Running a new wire through finished walls, which typically means existing drywall or plaster, is a common task in home improvement, allowing for the installation of low-voltage cabling like Coax and Ethernet, or even new electrical circuits, without resorting to major demolition. The goal is to route the cable through the interior wall cavity, navigating around the structural framing, to emerge cleanly at two designated points. This process requires a measured approach, combining careful preparation with the use of specialized tools and specific techniques to preserve the integrity of the wall surfaces. The success of the project is determined by minimizing the number and size of holes required for the cable run.
Essential Preparation and Safety Measures
Thorough planning before making any cuts is the most important step for a successful and safe concealed wiring project. Identifying the type of wall construction is paramount, as a lathe-and-plaster wall requires different handling than modern drywall, and masonry walls present unique challenges. Using a high-quality stud finder allows you to map the internal layout of the stud bays, locating vertical studs and, more importantly, horizontal fire blocks, which are common obstacles that will impede a vertical cable run.
Before any drilling or cutting begins, you must confirm the absence of existing utilities in the planned pathway. A visual inspection of the wall area, combined with knowledge of the home’s plumbing and HVAC routes, helps avoid potentially catastrophic punctures. If the project involves electrical wiring, you must turn off the power to the relevant circuit at the breaker box and use a non-contact voltage tester to verify the circuit is completely de-energized, ensuring absolute safety before touching any wires or cutting into the wall.
Specialized Tools for Concealed Wiring
A successful concealed wire installation relies heavily on specialized equipment designed to navigate the hidden spaces within a wall cavity. The most recognized tool is the fish tape, which is a flexible, coiled steel or fiberglass ribbon used to pull wires through conduit or wall voids over short distances. Fiberglass glow rods are also widely used, as they are rigid enough to push through insulation and screw together to achieve longer lengths, often featuring a luminous coating or a lighted tip to aid visibility in dark wall cavities.

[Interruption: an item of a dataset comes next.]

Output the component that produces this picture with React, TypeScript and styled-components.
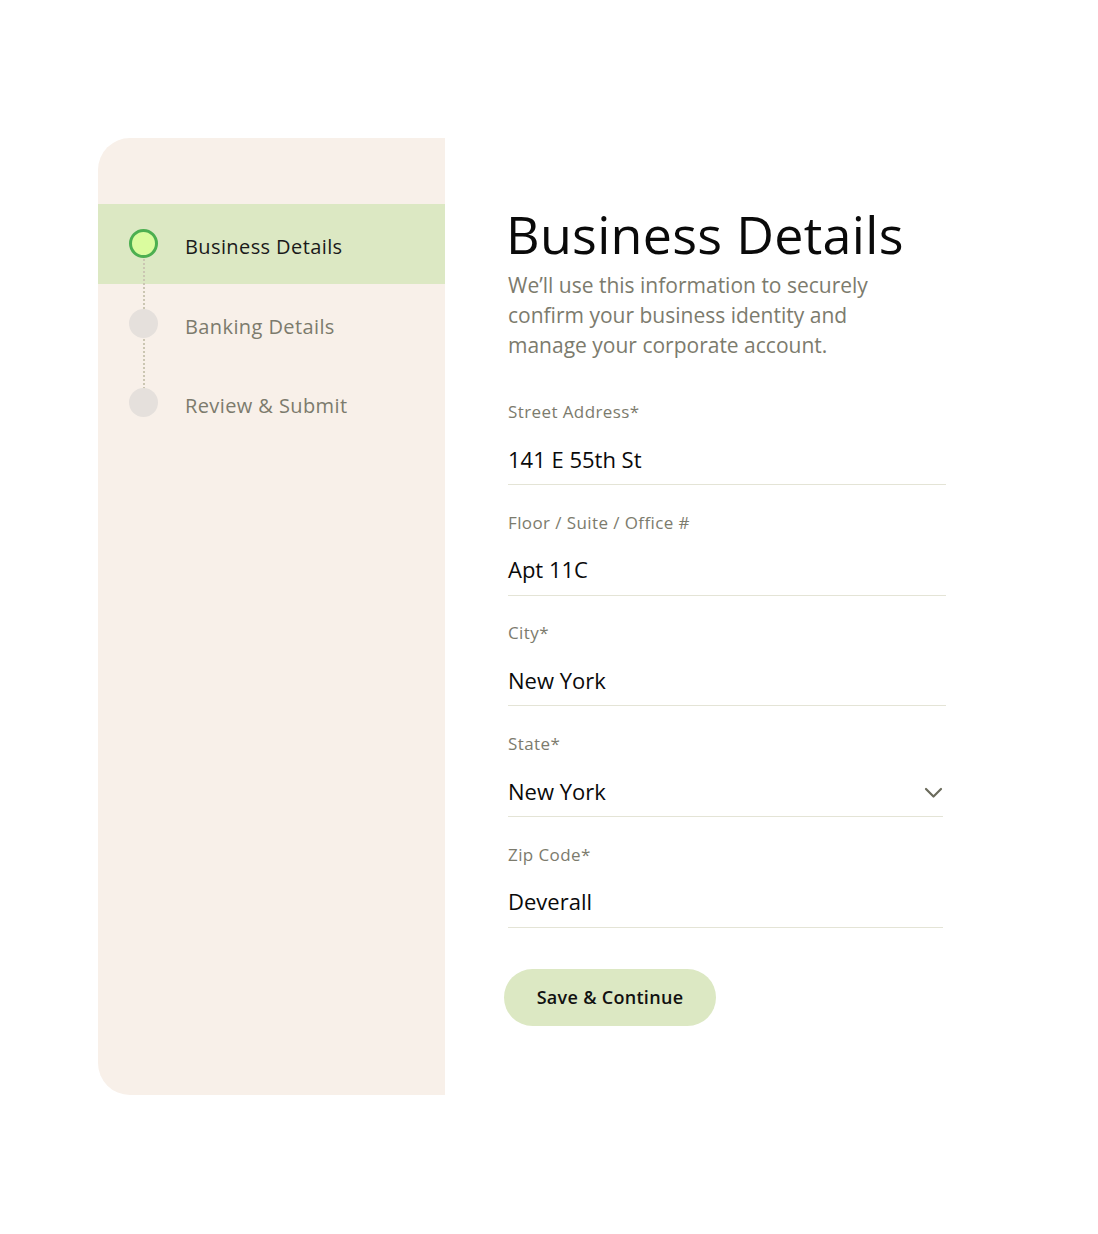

For boring through internal structural obstacles like fire blocks or top/bottom plates, a flexible drill bit, also known as a bell hanger bit, is employed. These bits, which can be 72 inches or longer, feature a flexible shaft and an auger tip with a small hole for attaching a pull string or the wire itself after drilling. Inspection cameras, or borescopes, are another valuable tool, offering a visual feed into the wall cavity through a small access hole, allowing the user to identify obstacles and guide the other specialized tools effectively.
Step-by-Step Cable Pulling Techniques
The physical act of pulling the cable requires different techniques depending on the direction of the run and the internal obstacles encountered. For vertical runs, which usually travel from the attic or basement access points, the process starts by drilling a hole through the top or bottom wall plate directly into the stud bay. A helper is often needed to feed the cable from the access point while the installer pulls the fish tape or glow rod from the wall opening, ensuring the cable sheathing is not damaged as it passes through the drilled hole.
Running a cable horizontally between two cutouts on the same wall is generally simpler, often only requiring a fish tape or a coat hanger bent into a hook shape to bridge the gap. Navigating a fire block, which is a horizontal piece of wood placed between wall studs to slow the spread of fire, complicates the vertical run significantly. In this case, a flexible drill bit is inserted through the wall opening and angled to bore through the fire block, creating a pathway for the cable.
After drilling through an obstruction, a glow rod or fish tape with a bull-nose attachment is threaded through the newly created hole, and a pull string is often secured to it. When the string or rod emerges at the desired exit point, the cable is securely taped to it, using electrical tape to create a smooth, tapered connection that minimizes snags as the cable is steadily pulled back through the wall cavity. If the wall cavity contains insulation, a rigid fish rod or tape is necessary to push through the material, and wrapping the cable end smoothly can help it slide through the batting without getting caught.
Finalizing the Installation and Wall Repair
Once the cable is successfully pulled through the wall openings, the installation moves to the final steps of securing the cable and repairing any damage. Although building codes typically do not require securing cables that are fished into existing finished walls, it is important to leave enough slack near the entry and exit points for future adjustments or work. The cable is then terminated and secured within a low-voltage mounting bracket or an electrical box, which clamps directly onto the back of the drywall, providing a stable anchor for the wall plate.
After the cable is tested for continuity and proper connection, the focus shifts to the cosmetic repair of any small access holes created during the process. If a larger hole was cut to access a fire block, the removed piece of drywall can often be patched back into place using a wood backing piece and drywall screws. For smaller holes, joint compound or spackle is applied in thin, multiple layers, with sanding between coats, to blend the repair seamlessly with the surrounding wall surface.